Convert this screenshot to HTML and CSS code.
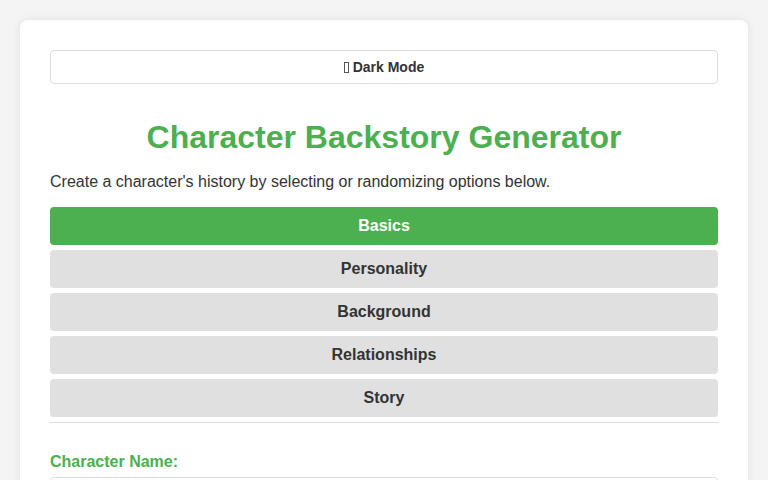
FILE: index.html
```html
<!DOCTYPE html>
<html lang="en">
<head>
<meta charset="utf-8">
<title>Character Backstory Generator</title>
<link rel="stylesheet" href="styles.css">
</head>
<body>
<div class="container">
  <button class="theme-toggle"><span class="tofu"></span> Dark Mode</button>
  <h1>Character Backstory Generator</h1>
  <p class="intro">Create a character's history by selecting or randomizing options below.</p>
  <div class="tabs">
    <button class="tab active">Basics</button>
    <button class="tab">Personality</button>
    <button class="tab">Background</button>
    <button class="tab">Relationships</button>
    <button class="tab">Story</button>
  </div>
  <div class="form-group">
    <label class="label">Character Name:</label>
    <input class="text-input" type="text">
  </div>
</div>
</body>
</html>
```
FILE: styles.css
```css
html, body {
  margin: 0;
  padding: 0;
}
body {
  background: #f4f4f4;
  font-family: "Liberation Sans", Arial, sans-serif;
  color: #333;
  padding: 20px;
}
.container {
  background: #fff;
  border-radius: 8px;
  box-shadow: 0 0 10px rgba(0,0,0,0.08);
  padding: 30px;
}
.theme-toggle {
  display: block;
  width: 100%;
  height: 34px;
  background: #fff;
  border: 1px solid #ddd;
  border-radius: 4px;
  font-family: "Liberation Sans", Arial, sans-serif;
  font-weight: bold;
  font-size: 14px;
  color: #333;
  margin: 0 0 35px 0;
  padding: 0;
}
.tofu {
  display: inline-block;
  width: 3px;
  height: 9px;
  border: 1px solid #555;
  vertical-align: -1px;
}
h1 {
  color: #4caf50;
  text-align: center;
  font-size: 32px;
  margin: 0 0 17px 0;
  line-height: 37px;
}
.intro {
  font-size: 16px;
  margin: 0 0 16px 0;
  line-height: 18px;
}
.tabs {
  display: flex;
  flex-direction: column;
  gap: 5px;
  padding-bottom: 5px;
  border-bottom: 1px solid #ddd;
  margin-bottom: 30px;
}
.tab {
  display: block;
  width: 100%;
  height: 38px;
  border: none;
  border-radius: 4px;
  background: #e0e0e0;
  color: #333;
  font-family: "Liberation Sans", Arial, sans-serif;
  font-weight: bold;
  font-size: 16px;
  padding: 0;
}
.tab.active {
  background: #4caf50;
  color: #fff;
}
.label {
  display: block;
  color: #4caf50;
  font-weight: bold;
  font-size: 16px;
  line-height: 18px;
  margin-bottom: 6px;
}
.text-input {
  display: block;
  width: 100%;
  box-sizing: border-box;
  height: 38px;
  border: 1px solid #ddd;
  border-radius: 4px;
}
```
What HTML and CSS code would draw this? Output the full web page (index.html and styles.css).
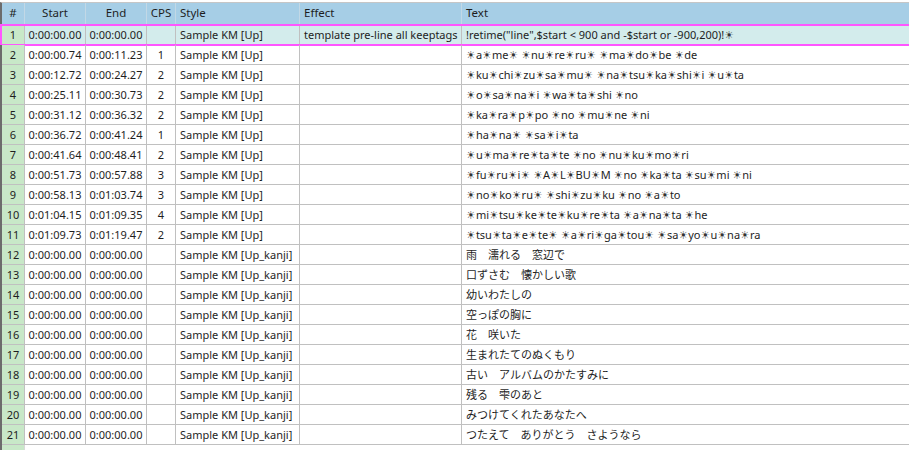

************

EXERCISE DETAILS: The data above needs to be retyped exactly, with the images left out.

TASK OUTPUT:
Convert this screenshot to HTML and CSS code.
FILE: index.html
```html
<!DOCTYPE html>
<html lang="en">
<head>
<meta charset="utf-8">
<title>Character Backstory Generator</title>
<link rel="stylesheet" href="styles.css">
</head>
<body>
<div class="container">
  <button class="theme-toggle"><span class="tofu"></span> Dark Mode</button>
  <h1>Character Backstory Generator</h1>
  <p class="intro">Create a character's history by selecting or randomizing options below.</p>
  <div class="tabs">
    <button class="tab active">Basics</button>
    <button class="tab">Personality</button>
    <button class="tab">Background</button>
    <button class="tab">Relationships</button>
    <button class="tab">Story</button>
  </div>
  <div class="form-group">
    <label class="label">Character Name:</label>
    <input class="text-input" type="text">
  </div>
</div>
</body>
</html>
```
FILE: styles.css
```css
html, body {
  margin: 0;
  padding: 0;
}
body {
  background: #f4f4f4;
  font-family: "Liberation Sans", Arial, sans-serif;
  color: #333;
  padding: 20px;
}
.container {
  background: #fff;
  border-radius: 8px;
  box-shadow: 0 0 10px rgba(0,0,0,0.08);
  padding: 30px;
}
.theme-toggle {
  display: block;
  width: 100%;
  height: 34px;
  background: #fff;
  border: 1px solid #ddd;
  border-radius: 4px;
  font-family: "Liberation Sans", Arial, sans-serif;
  font-weight: bold;
  font-size: 14px;
  color: #333;
  margin: 0 0 35px 0;
  padding: 0;
}
.tofu {
  display: inline-block;
  width: 3px;
  height: 9px;
  border: 1px solid #555;
  vertical-align: -1px;
}
h1 {
  color: #4caf50;
  text-align: center;
  font-size: 32px;
  margin: 0 0 17px 0;
  line-height: 37px;
}
.intro {
  font-size: 16px;
  margin: 0 0 16px 0;
  line-height: 18px;
}
.tabs {
  display: flex;
  flex-direction: column;
  gap: 5px;
  padding-bottom: 5px;
  border-bottom: 1px solid #ddd;
  margin-bottom: 30px;
}
.tab {
  display: block;
  width: 100%;
  height: 38px;
  border: none;
  border-radius: 4px;
  background: #e0e0e0;
  color: #333;
  font-family: "Liberation Sans", Arial, sans-serif;
  font-weight: bold;
  font-size: 16px;
  padding: 0;
}
.tab.active {
  background: #4caf50;
  color: #fff;
}
.label {
  display: block;
  color: #4caf50;
  font-weight: bold;
  font-size: 16px;
  line-height: 18px;
  margin-bottom: 6px;
}
.text-input {
  display: block;
  width: 100%;
  box-sizing: border-box;
  height: 38px;
  border: 1px solid #ddd;
  border-radius: 4px;
}
```
What HTML and CSS code would draw this? Output the full web page (index.html and styles.css).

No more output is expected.